Les pays qui, comme la France, sont dotés d'une flotte moderne ont un intérêt stratégique à la protection de l'environnement. Depuis quinze ans, la flotte française occupe les premières places du classement du Mémorandum de Paris (ce classement recense les pavillons les plus respectueux des normes sur la base d'inspections menées sur les navires dans tous les ports du monde). Cet effort de qualité, les armateurs français l'ont décidé il y a de nombreuses années déjà, lorsque j'ai proposé en 2002 à Armateurs de France la création d'une Charte bleue qui engage notre profession dans la voie du mieux-disant environnemental. Cet engagement est concret. Nous avons été les premiers à défendre très ouvertement la création d'une taxe CO2 pour aboutir à une réduction réelle des émissions du shipping. Ainsi, développer la flotte française, c'est favoriser l'avènement d'un commerce maritime propre.

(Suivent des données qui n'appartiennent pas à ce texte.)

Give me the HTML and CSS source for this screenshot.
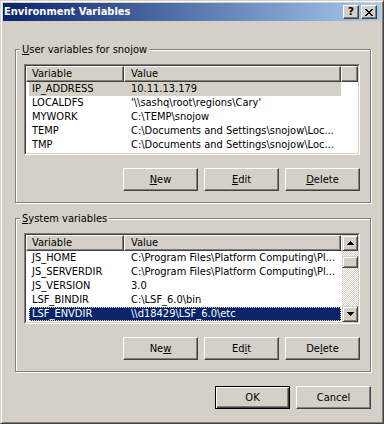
FILE: index.html
```html
<!DOCTYPE html>
<html>
<head>
<meta charset="utf-8">
<title>Environment Variables</title>
<link rel="stylesheet" href="styles.css">
</head>
<body>
<div class="window">
  <div class="titlebar">
    <span class="title">Environment Variables</span>
    <div class="tb-buttons">
      <span class="tb-btn help">?</span>
      <span class="tb-btn close"><svg width="8" height="7" viewBox="0 0 8 7"><path d="M0 0h2v1h1v1h2V1h1V0h2v1H7v1H6v1H5v1h1v1h1v1h1v1H6V6H5V5H3v1H2v1H0V6h1V5h1V4h1V3H2V2H1V1H0z" fill="#000"/></svg></span>
    </div>
  </div>
  <div class="content">
    <fieldset class="group">
      <legend><u>U</u>ser variables for snojow</legend>
      <div class="group-body">
        <div class="list">
          <div class="list-inner">
            <div class="list-main">
              <div class="header"><div class="hcell hc1">Variable</div><div class="hcell hc2">Value</div><div class="hcell filler"></div></div>
              <div class="row sel-inactive"><span class="c1">IP_ADDRESS</span><span class="c2">10.11.13.179</span></div>
              <div class="row"><span class="c1">LOCALDFS</span><span class="c2">'\\sashq\root\regions\Cary'</span></div>
              <div class="row"><span class="c1">MYWORK</span><span class="c2">C:\TEMP\snojow</span></div>
              <div class="row"><span class="c1">TEMP</span><span class="c2">C:\Documents and Settings\snojow\Loc...</span></div>
              <div class="row"><span class="c1">TMP</span><span class="c2">C:\Documents and Settings\snojow\Loc...</span></div>
            </div>
          </div>
        </div>
        <div class="btn-row">
          <button class="btn"><u>N</u>ew</button>
          <button class="btn"><u>E</u>dit</button>
          <button class="btn"><u>D</u>elete</button>
        </div>
      </div>
    </fieldset>
    <fieldset class="group">
      <legend><u>S</u>ystem variables</legend>
      <div class="group-body">
        <div class="list">
          <div class="list-inner">
            <div class="list-main">
              <div class="header"><div class="hcell hc1">Variable</div><div class="hcell hc2">Value</div><div class="hcell filler"></div></div>
              <div class="row"><span class="c1">JS_HOME</span><span class="c2">C:\Program Files\Platform Computing\Pl...</span></div>
              <div class="row"><span class="c1">JS_SERVERDIR</span><span class="c2">C:\Program Files\Platform Computing\Pl...</span></div>
              <div class="row"><span class="c1">JS_VERSION</span><span class="c2">3.0</span></div>
              <div class="row"><span class="c1">LSF_BINDIR</span><span class="c2">C:\LSF_6.0\bin</span></div>
              <div class="row sel"><span class="c1">LSF_ENVDIR</span><span class="c2">\\d18429\LSF_6.0\etc</span></div>
            </div>
            <div class="scrollbar">
              <div class="sb-btn"><svg width="7" height="4" viewBox="0 0 7 4"><path d="M3 0h1v1h1v1h1v1h1v1H0V3h1V2h1V1h1z" fill="#000"/></svg></div>
              <div class="sb-track"><div class="sb-thumb"></div></div>
              <div class="sb-btn"><svg width="7" height="4" viewBox="0 0 7 4"><path d="M0 0h7v1H6v1H5v1H4v1H3V3H2V2H1V1H0z" fill="#000"/></svg></div>
            </div>
          </div>
        </div>
        <div class="btn-row">
          <button class="btn">Ne<u>w</u></button>
          <button class="btn">Ed<u>i</u>t</button>
          <button class="btn">De<u>l</u>ete</button>
        </div>
      </div>
    </fieldset>
    <div class="dialog-btns">
      <button class="btn default">OK</button>
      <button class="btn">Cancel</button>
    </div>
  </div>
</div>
</body>
</html>
```
FILE: styles.css
```css
* { box-sizing: border-box; }
html, body { margin: 0; padding: 0; }
body {
  width: 384px;
  height: 424px;
  overflow: hidden;
  background: #d4d0c8;
  font-family: "DejaVu Sans Condensed", "DejaVu Sans", sans-serif;
  font-size: 11px;
  color: #000;
}
.window {
  width: 384px;
  height: 424px;
  border: 1px solid;
  border-color: #d4d0c8 #404040 #404040 #d4d0c8;
  box-shadow: inset 1px 1px #fff, inset -1px -1px #808080;
  padding: 2px;
  display: flex;
  flex-direction: column;
  background: #d4d0c8;
}
.titlebar {
  height: 18px;
  flex: none;
  display: flex;
  align-items: center;
  justify-content: space-between;
  padding: 0 4px 0 1px;
  background: linear-gradient(to right, #0a246a, #a6caf0);
  color: #fff;
  font-weight: bold;
}
.title { line-height: 14px; }
.tb-buttons { display: flex; gap: 2px; }
.tb-btn {
  width: 16px;
  height: 14px;
  border: 1px solid;
  border-color: #fff #404040 #404040 #fff;
  box-shadow: inset -1px -1px #808080;
  background: #d4d0c8;
  display: flex;
  align-items: center;
  justify-content: center;
  color: #000;
  font-family: "DejaVu Sans", sans-serif;
  font-weight: bold;
  font-size: 11px;
  line-height: 12px;
}
.content {
  flex: 1;
  display: flex;
  flex-direction: column;
  padding: 22px 10px 0 12px;
}
.group {
  margin: 0;
  padding: 0;
  min-width: 0;
  border: 1px solid #808080;
  box-shadow: inset 1px 1px #fff, 1px 1px #fff;
}
.group + .group { margin-top: 9px; }
.group legend {
  margin-left: 4px;
  padding: 0 2px;
  line-height: 13px;
  background: #d4d0c8;
}
.group-body { padding: 8px 10px 11px 8px; }
.list {
  height: 91px;
  border: 1px solid;
  border-color: #808080 #fff #fff #808080;
  background: #fff;
}
.list-inner {
  height: 100%;
  border: 1px solid;
  border-color: #404040 #d4d0c8 #d4d0c8 #404040;
  display: flex;
  overflow: hidden;
}
.list-main { flex: 1; min-width: 0; overflow: hidden; }
.header { display: flex; height: 16px; }
.hcell {
  flex: none;
  height: 16px;
  border: 1px solid;
  border-color: #fff #404040 #404040 #fff;
  box-shadow: inset -1px -1px #808080;
  background: #d4d0c8;
  line-height: 14px;
  padding-left: 5px;
  white-space: nowrap;
}
.hc1 { width: 98px; }
.hc2 { width: 217px; padding-left: 6px; }
.filler { flex: 1 0 auto; padding: 0; }
.row {
  display: flex;
  height: 14px;
  line-height: 14px;
  margin-left: 3px;
  width: 312px;
  white-space: nowrap;
}
.row .c1 { flex: none; width: 95px; padding-left: 3px; overflow: hidden; }
.row .c2 { flex: none; width: 217px; padding-left: 7px; overflow: hidden; }
.row.sel-inactive { background: #d4d0c8; }
.row.sel {
  background: #0a246a;
  color: #fff;
  outline: 1px dotted #e8d890;
  outline-offset: -1px;
}
.scrollbar {
  width: 16px;
  flex: none;
  display: flex;
  flex-direction: column;
}
.sb-btn, .sb-thumb {
  border: 1px solid;
  border-color: #d4d0c8 #404040 #404040 #d4d0c8;
  box-shadow: inset 1px 1px #fff, inset -1px -1px #808080;
  background: #d4d0c8;
}
.sb-btn {
  height: 16px;
  flex: none;
  display: flex;
  align-items: center;
  justify-content: center;
}
.sb-track {
  flex: 1;
  padding-top: 5px;
  background: repeating-conic-gradient(#fff 0 25%, #d4d0c8 0 50%) 0 0 / 2px 2px;
}
.sb-thumb { height: 12px; }
.btn-row, .dialog-btns {
  display: flex;
  justify-content: flex-end;
  gap: 6px;
}
.btn-row { margin-top: 13px; }
.dialog-btns { margin-top: 14px; }
.btn {
  width: 75px;
  height: 23px;
  margin: 0;
  padding: 0;
  border: 1px solid;
  border-color: #fff #404040 #404040 #fff;
  box-shadow: inset -1px -1px #808080;
  background: #d4d0c8;
  font: inherit;
  color: #000;
  line-height: 20px;
  text-align: center;
}
.btn.default {
  border: 1px solid #000;
  box-shadow: inset 1px 1px #fff, inset -1px -1px #404040, inset -2px -2px #808080;
}
```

Voilà les raisons pour lesquelles il me semble essentiel de développer la flotte marchande française. Les pistes de réflexion sont nombreuses : constituer des groupements d'entreprises pour initier la construction de nouvelles filières maritimes industrielles ; adapter les dispositifs de soutien à l'investissement maritime ; moderniser le droit du travail maritime ; rattacher les transports au ministère de l'Économie en lieu et place d'une tutelle contre nature, celle du ministère de l'Écologie ; lancer un processus de réflexion sur le pavillon européen ; faire que la France assume pleinement son rôle de leader au sein des organisations internationales maritimes... Autant de chantiers que l'on doit confier à notre nouveau gouvernement pour que la France tire pleinement parti de ses atouts maritimes.

(1) Christian Buchet, « La mer dans l'Histoire, une vision d'avenir », Études marines, Centre d'études stratégiques de la Marine, mars 2017, p. 61.